The answer that Jesus gives to the devil comes from Deuteronomy chapter 8. In that passage, Moses speaks to the people about God’s provision and their need for faith. Here we find the call to love God, to obey his commands, to stay close to God and to know his grace and provision. Their hunger in the wilderness led them to receive manna from God. In that way they learned a life of faith. Moses says, “He humbled you, causing you to hunger and then feeding you with manna, which neither you nor your ancestors had known, to teach you that man does not live on bread alone but on every word that comes from the mouth of the Lord.”
Jesus says, “Seek first the Kingdom of God and his righteousness, and all these things will be added unto you.” Jesus understood that the issue was one of living for bread alone. The problem is not bread. Bread is provided in the sacrament. Bread is prayed for in the Lord’s Prayer. The work we do with our hands is honored in the Bible. But living for bread alone is different. When we feel that what we create with our hands is sufficient in life, then we come to feel we have no need for a Savior, no need for grace, no need for God our Provider. Christ calls us to follow him, to leave our prideful lives of consuming and filling material needs. He calls us into the richness of grace, into a spiritual life that brings peace with God, into a life of faith. Jesus says, “Blessed are those who hunger and thirst for righteousness, for they will be filled.”
The next two temptations are about turning bread into stones. What I mean is that the devil asks Jesus to replace the Kingdom of God with the splendor of the kingdoms of man. He asks Jesus to replace the good gift of faith with the anxiety that comes from constantly testing God.
But Jesus chooses relationship with the Father over what is offered by the devil, and so he remains the Son of God. This allows him to carry the mission of God all the way to the cross. So in the next section of Luke he goes into the synagogue in Nazareth and reads from the prophet Isaiah,
“The Spirit of the Lord is on me, because he has anointed me to proclaim good news to the poor. He has sent me to proclaim freedom for the prisoners and recovery of sight for the blind, to set the oppressed free, to proclaim the year of the Lord’s favor.”
In the second temptation, the devil offers the kingdoms of the world in trade for worship. The devil is asking Jesus to break the first commandment. Why would this be tempting to Jesus? There is something in us, all of us, that is attracted to the authority, glory and splendor that he world offers. I think of NFL players who accept the great rewards of money and fame to play in that league, but who pay such a great price in terms of the risk of physical injury, shortened life span and the misery of brain injury. Yet they are willing to do it because they are drawn to applause and respect and power. Somehow we all share in this desire for the splendor and authority of the kingdoms of the world.
For Jesus, there is something more at stake. For him, to gain the world, that is to rival or replace Caesar, would be to gain a life of splendor and power. But if he accepted such a life, would he be willing to give his life on the cross?
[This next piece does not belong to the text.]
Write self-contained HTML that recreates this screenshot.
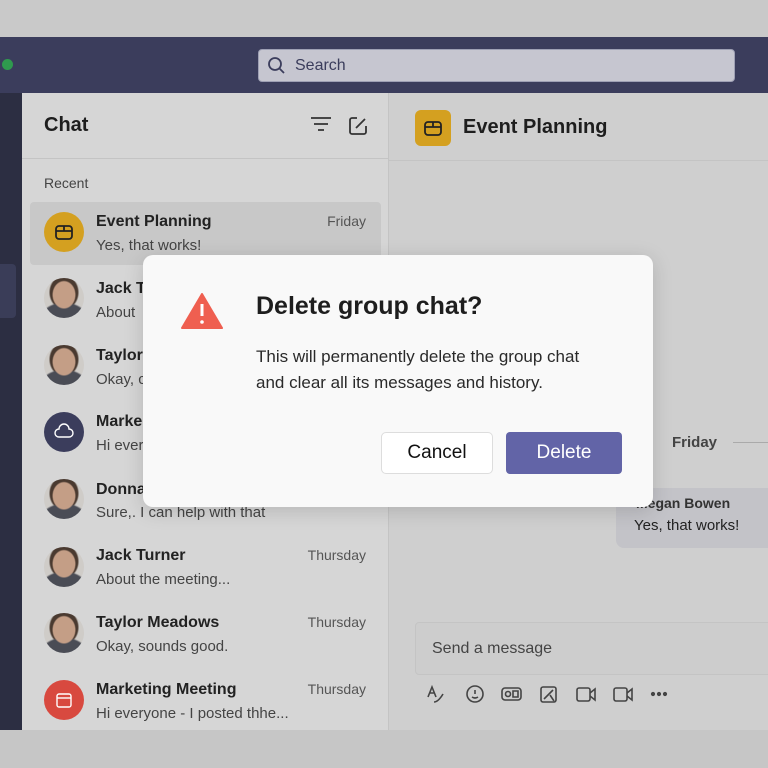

Jesus chooses not to lose his soul, and so accepts the way of the cross and the kingdom of God.
“Jesus, who being in very nature God, did not consider equality with God something to be used to his own advantage; rather he made himself nothing by taking the very nature of a servant, being made in human likeness. And being found in appearance as a man, he humbled himself by becoming obedient to death – even death on a cross!” –Philippians 2
For us, this is the temptation to turn the good bread of life into stones. It is the temptation to spoil what is good, what is a gift from God, because of the attraction of what the world offers. This causes us to lose our souls. This calls for discernment, to know the difference between God’s good earth, God’s good provision compared to the misuse of wealth and power. We must be willing to question things that look too good, that shine with a worldly splendor. We need to count the cost of not following Jesus. So often we think there is no cost in choosing the way of the world. The rich young ruler walked away from Jesus sad, but he still preferred his money to becoming a disciple of Jesus. Jesus was offering him something more valuable than money, more precious that the splendor of the world. Jesus says that the answer is to worship God and serve the Lord.
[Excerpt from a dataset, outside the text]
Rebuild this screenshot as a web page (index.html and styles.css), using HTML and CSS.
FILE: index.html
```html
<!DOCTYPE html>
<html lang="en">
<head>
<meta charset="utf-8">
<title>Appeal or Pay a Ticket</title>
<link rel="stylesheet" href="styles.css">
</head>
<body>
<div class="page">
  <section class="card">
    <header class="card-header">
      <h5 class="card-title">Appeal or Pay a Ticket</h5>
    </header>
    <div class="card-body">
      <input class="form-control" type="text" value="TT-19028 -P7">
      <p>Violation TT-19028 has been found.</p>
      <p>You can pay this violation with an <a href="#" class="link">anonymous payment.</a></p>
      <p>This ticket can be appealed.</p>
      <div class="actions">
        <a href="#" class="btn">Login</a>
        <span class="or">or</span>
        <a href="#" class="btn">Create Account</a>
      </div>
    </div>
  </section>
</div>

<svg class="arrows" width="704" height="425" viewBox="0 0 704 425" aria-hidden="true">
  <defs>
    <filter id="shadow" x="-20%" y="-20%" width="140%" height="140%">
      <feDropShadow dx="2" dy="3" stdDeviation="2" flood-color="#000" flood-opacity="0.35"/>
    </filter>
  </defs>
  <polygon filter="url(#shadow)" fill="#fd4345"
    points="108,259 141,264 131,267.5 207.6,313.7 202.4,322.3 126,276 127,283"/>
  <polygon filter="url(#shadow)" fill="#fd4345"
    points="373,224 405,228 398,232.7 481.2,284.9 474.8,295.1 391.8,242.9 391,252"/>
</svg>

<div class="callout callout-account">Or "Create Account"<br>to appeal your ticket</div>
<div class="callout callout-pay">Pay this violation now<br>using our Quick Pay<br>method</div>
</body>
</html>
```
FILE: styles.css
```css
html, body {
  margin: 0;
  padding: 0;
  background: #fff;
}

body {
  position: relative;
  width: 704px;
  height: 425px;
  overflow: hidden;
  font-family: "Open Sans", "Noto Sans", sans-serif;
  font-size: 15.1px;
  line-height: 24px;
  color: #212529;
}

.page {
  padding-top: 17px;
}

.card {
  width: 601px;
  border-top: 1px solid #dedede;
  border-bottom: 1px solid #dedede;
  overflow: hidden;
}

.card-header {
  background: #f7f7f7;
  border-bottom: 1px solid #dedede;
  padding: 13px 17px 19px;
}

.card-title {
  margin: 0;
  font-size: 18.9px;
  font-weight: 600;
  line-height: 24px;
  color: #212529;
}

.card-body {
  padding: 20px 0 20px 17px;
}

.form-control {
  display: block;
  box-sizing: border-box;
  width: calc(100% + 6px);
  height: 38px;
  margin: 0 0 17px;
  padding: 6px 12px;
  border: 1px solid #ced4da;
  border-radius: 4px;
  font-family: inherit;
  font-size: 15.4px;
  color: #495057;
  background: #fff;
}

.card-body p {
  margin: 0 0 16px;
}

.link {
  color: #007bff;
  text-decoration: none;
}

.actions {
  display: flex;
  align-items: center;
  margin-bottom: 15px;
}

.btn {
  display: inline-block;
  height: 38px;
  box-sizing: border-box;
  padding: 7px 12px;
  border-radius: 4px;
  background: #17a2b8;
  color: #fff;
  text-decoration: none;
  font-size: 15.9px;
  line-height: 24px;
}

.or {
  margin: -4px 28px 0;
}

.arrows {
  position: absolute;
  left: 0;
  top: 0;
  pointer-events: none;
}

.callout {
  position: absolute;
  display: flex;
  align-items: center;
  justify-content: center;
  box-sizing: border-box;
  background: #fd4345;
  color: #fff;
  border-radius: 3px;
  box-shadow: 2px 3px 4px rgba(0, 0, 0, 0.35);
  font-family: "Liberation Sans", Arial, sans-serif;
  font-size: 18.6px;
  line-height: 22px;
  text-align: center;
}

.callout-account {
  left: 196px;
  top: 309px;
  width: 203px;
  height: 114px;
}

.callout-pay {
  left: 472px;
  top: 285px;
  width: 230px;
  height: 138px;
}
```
So often Jesus says in the gospels, “Don’t be afraid.” Don’t get stuck on what seems hard about serving Christ. Look past that, look past your fear to what Jesus is truly offering you. He says, “Take my yoke upon you and learn from me. For my yoke is easy and my burden is light.”
Finally Jesus is confronted with the temptation to believe that God will always protect him, even if he is reckless with his life. This is testing God. It is thinking that if I follow God, I will be spared grief and pain in life. I will not have to face the kinds of things that others encounter. So I constantly test God to see if he is with me. The devil quotes scripture on this one. He takes a few verses from the middle of Psalm 91. Jesus gives a very brief answer, also from scripture. Don’t test God. If you do not put God to the test, then you are able to live by faith and not by sight. He quotes Deuteronomy chapter 6, where Moses says to Israel, “Love the Lord your God with all your heart and with all your soul and with all your strength.” Then he says, “Fear the Lord your God, serve him only … Do not follow other gods … Do not put the Lord to the test as you did at Massah.”
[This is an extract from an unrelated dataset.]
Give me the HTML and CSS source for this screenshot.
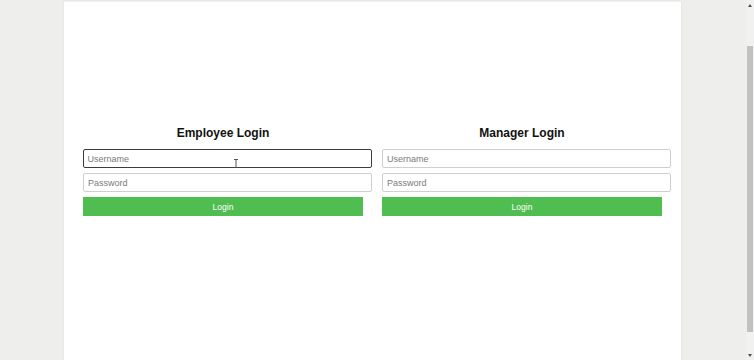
FILE: index.html
```html
<!DOCTYPE html>
<html lang="en">
<head>
<meta charset="utf-8">
<title>Login</title>
<link rel="stylesheet" href="styles.css">
</head>
<body>
<div class="page">
  <main class="container">
    <section class="panel">
      <h2 class="title">Employee Login</h2>
      <div class="field-wrap">
        <input class="field focused" type="text" placeholder="Username">
        <svg class="cursor" width="6" height="9" viewBox="0 0 6 9"><path d="M1 0.5H5M3 0.5V8.5M1 8.5H5" stroke="#444" stroke-width="0.9" fill="none"/></svg>
      </div>
      <input class="field" type="password" placeholder="Password">
      <button class="btn" type="button">Login</button>
    </section>
    <section class="panel">
      <h2 class="title">Manager Login</h2>
      <input class="field" type="text" placeholder="Username">
      <input class="field" type="password" placeholder="Password">
      <button class="btn" type="button">Login</button>
    </section>
  </main>
</div>
<div class="scrollbar">
  <div class="arrow up"></div>
  <div class="track"><div class="thumb"></div></div>
  <div class="arrow down"></div>
</div>
</body>
</html>
```

FILE: styles.css
```css
html, body {
  margin: 0;
  padding: 0;
  height: 360px;
  overflow: hidden;
}
body {
  display: flex;
  background: #eeefed;
  font-family: "Liberation Sans", Arial, sans-serif;
}
.page {
  flex: 1;
  display: flex;
  justify-content: center;
  padding-right: 1px;
}
.container {
  width: 617px;
  height: 360px;
  box-sizing: border-box;
  background: #ffffff;
  box-shadow: 0 0 3px rgba(0, 0, 0, 0.06);
  border-top: 1px solid #f0f0f0;
  margin-top: 1px;
  padding: 124px 19px 0;
  display: grid;
  grid-template-columns: 280px 280px;
  column-gap: 19px;
  align-content: start;
}
.panel {
  display: flex;
  flex-direction: column;
  align-items: flex-start;
}
.title {
  align-self: stretch;
  margin: 0 0 9px;
  font-size: 12px;
  line-height: 14px;
  font-weight: bold;
  text-align: center;
  color: #111;
}
.field-wrap {
  position: relative;
  width: 100%;
}
.field {
  display: block;
  width: calc(100% + 9px);
  height: 19px;
  box-sizing: border-box;
  margin: 0 0 5px;
  padding: 0 4px;
  border: 1px solid #cfcfcf;
  border-radius: 2px;
  font-family: "Liberation Sans", Arial, sans-serif;
  font-size: 9px;
  color: #333;
  background: #fff;
  outline: none;
}
.field::placeholder {
  color: #7a7a7a;
}
.field.focused {
  border: 1.5px solid #3c3c3c;
  padding: 0 3.5px;
}
.cursor {
  position: absolute;
  left: 150px;
  top: 10px;
}
.btn {
  width: 100%;
  height: 19px;
  margin: 0;
  padding: 0;
  border: none;
  border-radius: 0;
  background: #50bd51;
  color: #fff;
  font-family: "Liberation Sans", Arial, sans-serif;
  font-size: 8.5px;
}
.scrollbar {
  width: 8px;
  height: 360px;
  background: #f1f1f1;
  display: flex;
  flex-direction: column;
}
.arrow {
  height: 10px;
  display: flex;
  justify-content: center;
  align-items: center;
}
.arrow::before {
  content: "";
  width: 0;
  height: 0;
  border-left: 2.5px solid transparent;
  border-right: 2.5px solid transparent;
}
.arrow.up::before {
  border-bottom: 3px solid #505050;
}
.arrow.down::before {
  border-top: 3px solid #505050;
}
.track {
  flex: 1;
  padding: 36px 1px 18px;
  display: flex;
}
.thumb {
  flex: 1;
  background: #c1c1c1;
}
```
Jesus was being tempted to test God. If Jesus had jumped off the pinnacle, he might have died, or he might have been rescued by angels. But if he had jumped, then at every point of danger throughout his life he could have called for rescue again. In fact, when he was on the cross, people expected him to do just that, to call for angels to rescue him. But Jesus never asked God to send angels to help him. Yet Jesus is able to sleep in the boat during the storm at sea. Jesus lived by faith, even on the cross, and so by his death we have life, and in his resurrection we find hope.
Faith walks us through times of healing and times of loss, through times of joy and times of sorrow. Faith sees us in both green pastures and in the valley of the shadow of death. But there we fear no evil.
The temptations are deceptive. They do not produce what they seem to promise. Whether calling us to turn stones to bread or causing us to turn bread to stones, they separate us from God. But Jesus is the bread of life. We put our trust in him.